-- To be done --
In the listing below, locate the lines that hold "TypeScript" and copy them.

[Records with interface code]
● ● ● ● ● ● ●
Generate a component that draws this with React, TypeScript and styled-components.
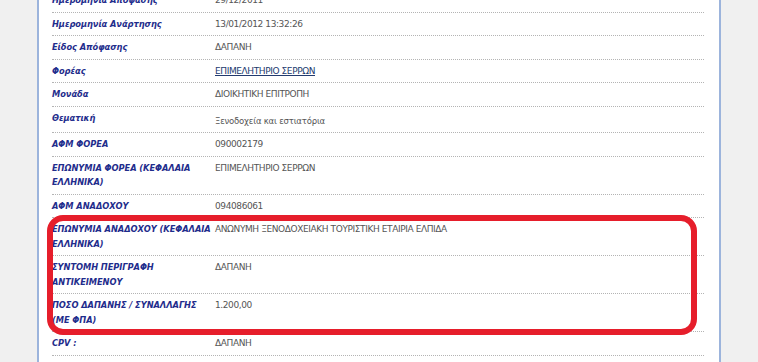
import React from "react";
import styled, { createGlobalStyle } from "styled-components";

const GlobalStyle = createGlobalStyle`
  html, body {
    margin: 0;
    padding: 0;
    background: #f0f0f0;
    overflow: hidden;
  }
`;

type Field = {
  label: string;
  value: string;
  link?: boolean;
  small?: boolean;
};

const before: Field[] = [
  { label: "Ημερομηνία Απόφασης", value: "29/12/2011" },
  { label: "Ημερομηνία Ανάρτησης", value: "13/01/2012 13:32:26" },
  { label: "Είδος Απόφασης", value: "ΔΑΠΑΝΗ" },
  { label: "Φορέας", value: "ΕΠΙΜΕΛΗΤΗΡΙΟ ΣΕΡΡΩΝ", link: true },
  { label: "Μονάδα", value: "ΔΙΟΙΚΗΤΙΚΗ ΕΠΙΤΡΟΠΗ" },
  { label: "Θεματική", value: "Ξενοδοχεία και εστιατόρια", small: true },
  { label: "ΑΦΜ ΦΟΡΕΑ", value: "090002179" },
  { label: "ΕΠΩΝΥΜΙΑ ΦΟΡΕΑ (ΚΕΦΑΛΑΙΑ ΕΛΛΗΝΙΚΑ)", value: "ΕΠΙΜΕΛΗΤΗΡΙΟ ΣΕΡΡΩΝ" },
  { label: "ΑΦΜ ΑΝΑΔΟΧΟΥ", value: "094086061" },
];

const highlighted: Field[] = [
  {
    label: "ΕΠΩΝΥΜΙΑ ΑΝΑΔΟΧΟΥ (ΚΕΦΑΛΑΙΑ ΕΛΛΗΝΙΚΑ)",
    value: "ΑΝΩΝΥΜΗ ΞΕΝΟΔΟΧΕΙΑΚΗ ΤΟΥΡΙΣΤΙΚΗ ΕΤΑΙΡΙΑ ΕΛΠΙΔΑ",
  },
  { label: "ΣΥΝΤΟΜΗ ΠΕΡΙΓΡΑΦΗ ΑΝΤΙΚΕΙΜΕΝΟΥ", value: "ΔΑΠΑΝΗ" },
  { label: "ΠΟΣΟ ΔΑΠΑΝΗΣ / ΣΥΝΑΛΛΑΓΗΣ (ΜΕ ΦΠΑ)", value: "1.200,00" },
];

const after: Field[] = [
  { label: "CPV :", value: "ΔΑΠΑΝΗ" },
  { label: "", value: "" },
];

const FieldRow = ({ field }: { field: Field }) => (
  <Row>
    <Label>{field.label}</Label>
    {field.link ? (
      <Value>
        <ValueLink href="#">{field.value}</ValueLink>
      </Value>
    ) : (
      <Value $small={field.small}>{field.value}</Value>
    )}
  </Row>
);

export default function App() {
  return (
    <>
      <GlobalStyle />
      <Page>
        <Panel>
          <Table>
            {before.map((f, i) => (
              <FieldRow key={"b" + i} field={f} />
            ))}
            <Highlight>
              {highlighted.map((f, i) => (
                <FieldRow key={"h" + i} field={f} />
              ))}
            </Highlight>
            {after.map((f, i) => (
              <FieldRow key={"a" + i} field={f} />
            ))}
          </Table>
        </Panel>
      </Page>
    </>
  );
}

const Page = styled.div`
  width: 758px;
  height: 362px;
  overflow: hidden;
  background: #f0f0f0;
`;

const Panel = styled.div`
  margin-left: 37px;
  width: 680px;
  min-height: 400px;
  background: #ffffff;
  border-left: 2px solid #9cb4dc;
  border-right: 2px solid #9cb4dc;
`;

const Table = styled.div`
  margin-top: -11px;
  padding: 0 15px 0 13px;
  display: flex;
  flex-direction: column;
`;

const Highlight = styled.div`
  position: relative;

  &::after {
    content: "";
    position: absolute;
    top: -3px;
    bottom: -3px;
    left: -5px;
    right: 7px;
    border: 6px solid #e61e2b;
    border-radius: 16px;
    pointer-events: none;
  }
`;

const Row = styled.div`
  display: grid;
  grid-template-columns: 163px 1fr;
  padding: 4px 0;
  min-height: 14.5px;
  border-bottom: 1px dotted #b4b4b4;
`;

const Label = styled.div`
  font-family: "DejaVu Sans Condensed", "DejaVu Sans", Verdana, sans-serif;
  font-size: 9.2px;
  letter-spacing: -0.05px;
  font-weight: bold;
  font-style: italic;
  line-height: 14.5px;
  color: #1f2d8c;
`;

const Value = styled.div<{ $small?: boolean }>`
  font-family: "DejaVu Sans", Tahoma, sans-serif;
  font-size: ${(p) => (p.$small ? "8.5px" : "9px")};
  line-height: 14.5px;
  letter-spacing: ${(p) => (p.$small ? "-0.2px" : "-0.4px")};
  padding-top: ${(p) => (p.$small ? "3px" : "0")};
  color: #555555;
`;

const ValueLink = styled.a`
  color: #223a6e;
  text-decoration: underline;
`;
● ● ● ● ● ● ●
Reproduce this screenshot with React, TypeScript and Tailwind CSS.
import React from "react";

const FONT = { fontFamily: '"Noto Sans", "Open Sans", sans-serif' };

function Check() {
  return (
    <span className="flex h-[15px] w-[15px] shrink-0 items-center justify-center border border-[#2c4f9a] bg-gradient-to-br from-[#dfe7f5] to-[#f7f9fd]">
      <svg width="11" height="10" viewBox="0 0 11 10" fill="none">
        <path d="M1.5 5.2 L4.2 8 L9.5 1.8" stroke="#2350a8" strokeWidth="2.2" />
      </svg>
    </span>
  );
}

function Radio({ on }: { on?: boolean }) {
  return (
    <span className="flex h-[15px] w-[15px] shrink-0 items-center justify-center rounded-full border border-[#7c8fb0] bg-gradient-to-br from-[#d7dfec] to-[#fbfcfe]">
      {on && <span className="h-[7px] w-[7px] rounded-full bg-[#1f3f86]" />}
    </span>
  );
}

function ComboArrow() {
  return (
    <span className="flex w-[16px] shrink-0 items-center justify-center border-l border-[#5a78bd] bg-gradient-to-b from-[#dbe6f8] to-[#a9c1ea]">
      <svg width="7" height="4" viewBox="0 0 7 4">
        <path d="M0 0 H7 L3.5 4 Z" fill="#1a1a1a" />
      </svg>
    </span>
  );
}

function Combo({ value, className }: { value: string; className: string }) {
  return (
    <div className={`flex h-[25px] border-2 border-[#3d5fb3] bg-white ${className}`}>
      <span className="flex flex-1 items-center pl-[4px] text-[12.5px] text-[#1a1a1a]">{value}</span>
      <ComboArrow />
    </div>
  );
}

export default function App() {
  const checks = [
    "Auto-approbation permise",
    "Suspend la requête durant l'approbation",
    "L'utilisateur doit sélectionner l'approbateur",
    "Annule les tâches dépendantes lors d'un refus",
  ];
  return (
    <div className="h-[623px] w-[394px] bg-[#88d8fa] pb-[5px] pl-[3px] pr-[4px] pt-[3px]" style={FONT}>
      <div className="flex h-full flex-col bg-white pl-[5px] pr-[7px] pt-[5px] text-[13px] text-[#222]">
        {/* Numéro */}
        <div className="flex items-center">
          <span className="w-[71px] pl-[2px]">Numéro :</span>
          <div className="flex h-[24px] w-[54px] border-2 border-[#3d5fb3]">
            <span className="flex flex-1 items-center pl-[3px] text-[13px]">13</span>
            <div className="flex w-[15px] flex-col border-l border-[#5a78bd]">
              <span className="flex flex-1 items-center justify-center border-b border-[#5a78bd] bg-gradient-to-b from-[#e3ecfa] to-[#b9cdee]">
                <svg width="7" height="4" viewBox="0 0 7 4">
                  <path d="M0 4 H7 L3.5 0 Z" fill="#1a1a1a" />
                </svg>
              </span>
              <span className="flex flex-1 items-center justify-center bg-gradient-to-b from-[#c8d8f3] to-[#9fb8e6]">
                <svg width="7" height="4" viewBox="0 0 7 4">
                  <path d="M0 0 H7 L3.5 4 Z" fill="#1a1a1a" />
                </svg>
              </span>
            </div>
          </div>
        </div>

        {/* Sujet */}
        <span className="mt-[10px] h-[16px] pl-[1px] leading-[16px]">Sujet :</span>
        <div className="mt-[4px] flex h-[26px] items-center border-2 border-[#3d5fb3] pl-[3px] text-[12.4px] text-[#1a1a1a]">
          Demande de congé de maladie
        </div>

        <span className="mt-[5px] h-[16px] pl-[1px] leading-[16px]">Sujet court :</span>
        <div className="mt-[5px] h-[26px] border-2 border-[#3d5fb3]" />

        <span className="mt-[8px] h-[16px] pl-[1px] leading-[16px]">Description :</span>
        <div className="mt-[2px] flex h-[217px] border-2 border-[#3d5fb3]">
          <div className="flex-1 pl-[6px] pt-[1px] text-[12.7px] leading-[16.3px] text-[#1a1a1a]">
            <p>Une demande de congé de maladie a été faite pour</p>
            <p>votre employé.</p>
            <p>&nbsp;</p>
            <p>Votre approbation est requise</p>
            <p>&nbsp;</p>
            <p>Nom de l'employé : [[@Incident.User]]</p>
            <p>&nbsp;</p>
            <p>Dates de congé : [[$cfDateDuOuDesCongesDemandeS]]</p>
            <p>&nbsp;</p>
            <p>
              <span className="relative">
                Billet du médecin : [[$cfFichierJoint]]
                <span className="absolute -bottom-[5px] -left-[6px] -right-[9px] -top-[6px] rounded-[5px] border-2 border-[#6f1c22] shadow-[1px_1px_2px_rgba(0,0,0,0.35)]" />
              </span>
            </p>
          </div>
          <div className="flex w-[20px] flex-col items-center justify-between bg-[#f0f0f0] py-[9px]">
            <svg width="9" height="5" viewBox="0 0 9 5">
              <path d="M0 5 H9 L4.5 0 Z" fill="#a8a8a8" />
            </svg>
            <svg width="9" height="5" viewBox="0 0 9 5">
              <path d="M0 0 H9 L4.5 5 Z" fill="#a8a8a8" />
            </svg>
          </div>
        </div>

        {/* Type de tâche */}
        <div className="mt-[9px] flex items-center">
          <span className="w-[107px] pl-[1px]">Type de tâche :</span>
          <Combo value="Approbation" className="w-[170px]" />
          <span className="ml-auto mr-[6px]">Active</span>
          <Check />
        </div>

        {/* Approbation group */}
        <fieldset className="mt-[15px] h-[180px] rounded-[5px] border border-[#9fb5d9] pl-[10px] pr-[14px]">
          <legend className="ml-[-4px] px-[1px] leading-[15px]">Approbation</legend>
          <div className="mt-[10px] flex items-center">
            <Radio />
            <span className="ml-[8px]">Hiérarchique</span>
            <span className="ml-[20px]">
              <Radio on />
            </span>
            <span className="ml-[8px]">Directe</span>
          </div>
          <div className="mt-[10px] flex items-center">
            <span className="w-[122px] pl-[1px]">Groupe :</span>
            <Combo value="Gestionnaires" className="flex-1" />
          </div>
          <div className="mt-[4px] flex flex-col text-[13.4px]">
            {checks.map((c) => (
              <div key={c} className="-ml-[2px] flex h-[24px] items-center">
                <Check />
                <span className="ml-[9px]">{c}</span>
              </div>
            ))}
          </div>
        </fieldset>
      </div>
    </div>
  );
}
● ● ● ● ● ● ●
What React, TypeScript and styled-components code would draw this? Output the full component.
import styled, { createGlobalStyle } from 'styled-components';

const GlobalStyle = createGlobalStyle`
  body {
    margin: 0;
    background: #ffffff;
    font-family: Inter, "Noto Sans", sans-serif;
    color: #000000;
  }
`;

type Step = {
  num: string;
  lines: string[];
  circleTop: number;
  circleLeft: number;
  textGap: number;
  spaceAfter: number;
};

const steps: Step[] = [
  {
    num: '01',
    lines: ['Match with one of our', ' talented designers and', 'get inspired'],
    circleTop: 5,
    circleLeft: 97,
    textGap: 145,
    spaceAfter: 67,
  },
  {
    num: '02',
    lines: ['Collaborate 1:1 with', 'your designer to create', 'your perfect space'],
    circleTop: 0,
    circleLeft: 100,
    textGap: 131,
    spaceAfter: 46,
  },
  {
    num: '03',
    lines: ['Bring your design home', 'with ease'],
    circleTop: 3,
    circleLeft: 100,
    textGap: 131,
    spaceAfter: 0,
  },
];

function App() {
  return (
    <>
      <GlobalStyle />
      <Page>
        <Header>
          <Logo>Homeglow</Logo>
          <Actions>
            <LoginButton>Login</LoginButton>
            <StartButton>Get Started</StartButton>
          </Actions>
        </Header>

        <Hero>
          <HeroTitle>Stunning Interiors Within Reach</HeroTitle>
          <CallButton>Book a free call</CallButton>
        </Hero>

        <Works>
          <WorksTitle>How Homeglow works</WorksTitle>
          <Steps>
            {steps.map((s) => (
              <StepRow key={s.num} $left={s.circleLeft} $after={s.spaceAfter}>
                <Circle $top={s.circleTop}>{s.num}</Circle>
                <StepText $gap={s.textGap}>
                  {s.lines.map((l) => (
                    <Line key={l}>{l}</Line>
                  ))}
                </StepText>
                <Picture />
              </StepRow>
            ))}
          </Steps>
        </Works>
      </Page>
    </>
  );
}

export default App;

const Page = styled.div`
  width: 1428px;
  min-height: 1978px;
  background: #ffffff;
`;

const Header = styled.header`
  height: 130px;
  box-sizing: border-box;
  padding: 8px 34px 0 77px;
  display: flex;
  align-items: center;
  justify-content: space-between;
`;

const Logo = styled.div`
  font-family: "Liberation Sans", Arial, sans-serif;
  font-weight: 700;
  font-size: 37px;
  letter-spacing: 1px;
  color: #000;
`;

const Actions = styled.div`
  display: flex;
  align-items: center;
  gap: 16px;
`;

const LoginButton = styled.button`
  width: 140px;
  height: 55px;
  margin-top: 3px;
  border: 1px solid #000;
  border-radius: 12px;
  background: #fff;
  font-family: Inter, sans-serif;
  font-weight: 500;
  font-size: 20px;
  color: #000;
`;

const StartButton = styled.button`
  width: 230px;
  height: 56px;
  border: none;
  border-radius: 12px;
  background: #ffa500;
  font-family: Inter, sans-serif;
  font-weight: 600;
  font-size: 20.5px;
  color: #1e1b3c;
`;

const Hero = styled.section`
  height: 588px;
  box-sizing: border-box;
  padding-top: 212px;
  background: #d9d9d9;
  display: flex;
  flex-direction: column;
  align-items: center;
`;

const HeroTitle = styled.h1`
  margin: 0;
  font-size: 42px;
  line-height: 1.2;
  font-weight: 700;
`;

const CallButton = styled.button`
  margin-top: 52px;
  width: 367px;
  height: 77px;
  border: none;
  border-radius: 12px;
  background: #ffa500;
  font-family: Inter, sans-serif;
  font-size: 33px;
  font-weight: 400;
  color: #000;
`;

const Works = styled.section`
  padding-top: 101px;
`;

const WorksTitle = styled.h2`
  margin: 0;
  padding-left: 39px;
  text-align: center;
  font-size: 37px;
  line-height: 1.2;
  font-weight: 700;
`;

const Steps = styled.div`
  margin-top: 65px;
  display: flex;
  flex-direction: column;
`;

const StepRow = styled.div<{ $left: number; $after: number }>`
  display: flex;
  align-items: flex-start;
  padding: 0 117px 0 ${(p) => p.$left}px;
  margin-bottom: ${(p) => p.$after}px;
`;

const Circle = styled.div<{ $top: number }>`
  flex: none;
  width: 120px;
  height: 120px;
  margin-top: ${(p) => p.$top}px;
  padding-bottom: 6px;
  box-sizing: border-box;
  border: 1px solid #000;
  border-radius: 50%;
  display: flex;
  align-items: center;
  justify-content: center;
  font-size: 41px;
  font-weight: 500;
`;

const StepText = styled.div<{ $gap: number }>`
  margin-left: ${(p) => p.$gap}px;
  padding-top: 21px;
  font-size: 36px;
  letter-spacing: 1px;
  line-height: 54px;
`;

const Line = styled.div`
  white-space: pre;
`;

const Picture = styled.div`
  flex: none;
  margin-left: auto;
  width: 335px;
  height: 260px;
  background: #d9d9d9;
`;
● ● ● ● ● ● ●
-- Exercise output --
Generate a component that draws this with React, TypeScript and styled-components.
Reproduce this screenshot with React, TypeScript and Tailwind CSS.
What React, TypeScript and styled-components code would draw this? Output the full component.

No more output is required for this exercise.